Using an array of telescopes on the ground and in space, astronomers have discovered a white dwarf star that is both the smallest ever found while also being the most massive.
White dwarfs are the collapsed remnants of stars that were once about eight times the mass of our Sun or lighter. Our Sun, for example, after it first puffs up into a red giant in about 5 billion years, will ultimately slough off its outer layers and shrink down into a compact white dwarf. About 97 percent of all stars become white dwarfs.
While our Sun is alone in space without a stellar partner, many stars orbit around each other in pairs. The stars grow old together, and if they are both less than eight solar-masses, they will both evolve into white dwarfs.
The new discovery provides an example of what can happen after this phase.
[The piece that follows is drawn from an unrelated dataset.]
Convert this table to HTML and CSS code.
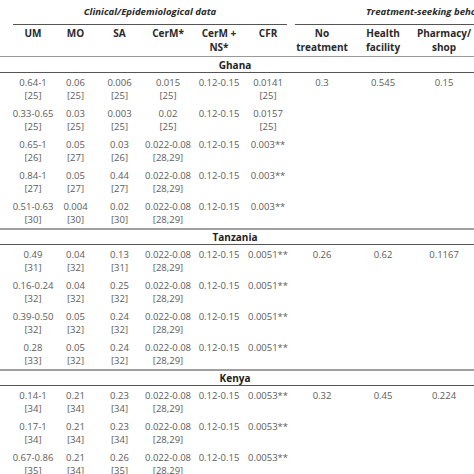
FILE: index.html
```html
<!DOCTYPE html>
<html>
<head>
<meta charset="utf-8">
<link rel="stylesheet" href="styles.css">
</head>
<body>
<table class="tbl">
  <colgroup>
    <col class="c1"><col class="c2"><col class="c3"><col class="c4"><col class="c5">
    <col class="c6"><col class="c7"><col class="c8"><col class="c9">
  </colgroup>
  <thead>
    <tr class="grp">
      <th colspan="6"><div class="grp-a">Clinical/Epidemiological data</div></th>
      <th colspan="3"><div class="grp-b">Treatment-seeking behaviour</div></th>
    </tr>
    <tr class="hdr">
      <th class="first">UM</th>
      <th>MO</th>
      <th>SA</th>
      <th>CerM*</th>
      <th>CerM +<br>NS*</th>
      <th>CFR</th>
      <th>No<br>treatment</th>
      <th>Health<br>facility</th>
      <th>Pharmacy/<br>shop</th>
    </tr>
  </thead>
  <tbody>
    <tr class="lbl"><td colspan="9">Ghana</td></tr>
    <tr class="row">
      <td class="first">0.64-1<br>[25]</td><td>0.06<br>[25]</td><td>0.006<br>[25]</td><td>0.015<br>[25]</td><td>0.12-0.15</td><td>0.0141<br>[25]</td><td>0.3</td><td>0.545</td><td>0.15</td>
    </tr>
    <tr class="row">
      <td class="first">0.33-0.65<br>[25]</td><td>0.03<br>[25]</td><td>0.003<br>[25]</td><td>0.02<br>[25]</td><td>0.12-0.15</td><td>0.0157<br>[25]</td><td></td><td></td><td></td>
    </tr>
    <tr class="row">
      <td class="first">0.65-1<br>[26]</td><td>0.05<br>[27]</td><td>0.03<br>[26]</td><td>0.022-0.08<br>[28,29]</td><td>0.12-0.15</td><td>0.003**</td><td></td><td></td><td></td>
    </tr>
    <tr class="row">
      <td class="first">0.84-1<br>[27]</td><td>0.05<br>[27]</td><td>0.44<br>[27]</td><td>0.022-0.08<br>[28,29]</td><td>0.12-0.15</td><td>0.003**</td><td></td><td></td><td></td>
    </tr>
    <tr class="row">
      <td class="first">0.51-0.63<br>[30]</td><td>0.004<br>[30]</td><td>0.02<br>[30]</td><td>0.022-0.08<br>[28,29]</td><td>0.12-0.15</td><td>0.003**</td><td></td><td></td><td></td>
    </tr>
    <tr class="lbl sep"><td colspan="9">Tanzania</td></tr>
    <tr class="row">
      <td class="first">0.49<br>[31]</td><td>0.04<br>[32]</td><td>0.13<br>[31]</td><td>0.022-0.08<br>[28,29]</td><td>0.12-0.15</td><td>0.0051**</td><td>0.26</td><td>0.62</td><td>0.1167</td>
    </tr>
    <tr class="row">
      <td class="first">0.16-0.24<br>[32]</td><td>0.04<br>[32]</td><td>0.25<br>[32]</td><td>0.022-0.08<br>[28,29]</td><td>0.12-0.15</td><td>0.0051**</td><td></td><td></td><td></td>
    </tr>
    <tr class="row">
      <td class="first">0.39-0.50<br>[32]</td><td>0.05<br>[32]</td><td>0.24<br>[32]</td><td>0.022-0.08<br>[28,29]</td><td>0.12-0.15</td><td>0.0051**</td><td></td><td></td><td></td>
    </tr>
    <tr class="row">
      <td class="first">0.28<br>[33]</td><td>0.05<br>[32]</td><td>0.24<br>[32]</td><td>0.022-0.08<br>[28,29]</td><td>0.12-0.15</td><td>0.0051**</td><td></td><td></td><td></td>
    </tr>
    <tr class="lbl sep"><td colspan="9">Kenya</td></tr>
    <tr class="row">
      <td class="first">0.14-1<br>[34]</td><td>0.21<br>[34]</td><td>0.23<br>[34]</td><td>0.022-0.08<br>[28,29]</td><td>0.12-0.15</td><td>0.0053**</td><td>0.32</td><td>0.45</td><td>0.224</td>
    </tr>
    <tr class="row">
      <td class="first">0.17-1<br>[34]</td><td>0.21<br>[34]</td><td>0.23<br>[34]</td><td>0.022-0.08<br>[28,29]</td><td>0.12-0.15</td><td>0.0053**</td><td></td><td></td><td></td>
    </tr>
    <tr class="row">
      <td class="first">0.67-0.86<br>[35]</td><td>0.21<br>[34]</td><td>0.26<br>[35]</td><td>0.022-0.08<br>[28,29]</td><td>0.12-0.15</td><td>0.0053**</td><td></td><td></td><td></td>
    </tr>
  </tbody>
</table>
</body>
</html>
```
FILE: styles.css
```css
html, body {
  margin: 0;
  padding: 0;
  background: #ffffff;
  overflow: hidden;
  width: 474px;
  height: 474px;
}

.tbl {
  font-family: "Open Sans", "Noto Sans", sans-serif;
  font-size: 9.5px;
  color: #5c5c5c;
  border-collapse: collapse;
  table-layout: fixed;
  width: 474px;
}

.c1 { width: 54px; }
.c2 { width: 43px; }
.c3 { width: 45px; }
.c4 { width: 52px; }
.c5 { width: 50px; }
.c6 { width: 48px; }
.c7 { width: 60px; }
.c8 { width: 62px; }
.c9 { width: 60px; }

.tbl th, .tbl td {
  padding: 0;
  text-align: center;
  vertical-align: top;
  white-space: nowrap;
}

.grp th {
  text-align: left;
  font-style: italic;
  font-weight: 700;
  font-size: 9.6px;
  color: #2a2a2a;
}

.grp-a, .grp-b {
  padding: 5px 0 5px;
  line-height: 14px;
  border-bottom: 1px solid #555;
}

.grp-a {
  margin-left: 13px;
  margin-right: 5px;
  text-align: center;
}

.grp-b {
  margin-left: 3px;
  padding-left: 71px;
  overflow: hidden;
}

.hdr th {
  font-size: 10px;
  font-weight: 700;
  color: #2a2a2a;
  line-height: 14px;
  padding: 1px 0 2px;
  border-bottom: 1px solid #9a9a9a;
}

.first {
  padding-left: 12px !important;
}

.lbl td {
  font-size: 10px;
  font-weight: 700;
  color: #222;
  line-height: 14px;
  padding: 1px 4px 0 0;
  border-bottom: 1px solid #555;
}

.lbl.sep td {
  border-top: 2px solid #a0a0a0;
  padding-top: 0;
}

.row td {
  line-height: 13px;
  padding: 3px 0 2px;
}
```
The pair of white dwarfs, which spiral around each other, lose energy in the form of gravitational waves and ultimately merge. If the dead stars are massive enough, they explode in what is called a type Ia supernova. But if they are below a certain mass threshold, they combine together into a new white dwarf that is heavier than either progenitor star. This process of merging boosts the magnetic field of that star and speeds up its rotation compared to that of the progenitors.
Astronomers say that the newfound tiny white dwarf, named ZTF J1901+1458, took the latter route of evolution; its progenitors merged and produced a white dwarf 1.35 times the mass of our Sun. The white dwarf has an extreme magnetic field almost 1 billion times stronger than our Sun’s and whips around on its axis at a frenzied pace of one revolution every seven minutes (the zippiest white dwarf known, called EPIC 228939929, rotates every 5.3 minutes).
Based on their present understanding of stellar evolution, single white dwarfs do not form from stars with more than 1.3 solar masses. Stars with greater masses instead become neutron stars, or black holes. To get a white dwarf of 1.35 masses thus requires a merger of two white dwarfs, but it also means that the resulting dwarf could be unstable and could collapse into a neutron star at some point. The data also suggests that this merger process might be how a large number of neutron stars actually form.
The dwarf is also the smallest ever found, with a diameter of 2,670 miles, because the larger masses squeezes it into a tighter space.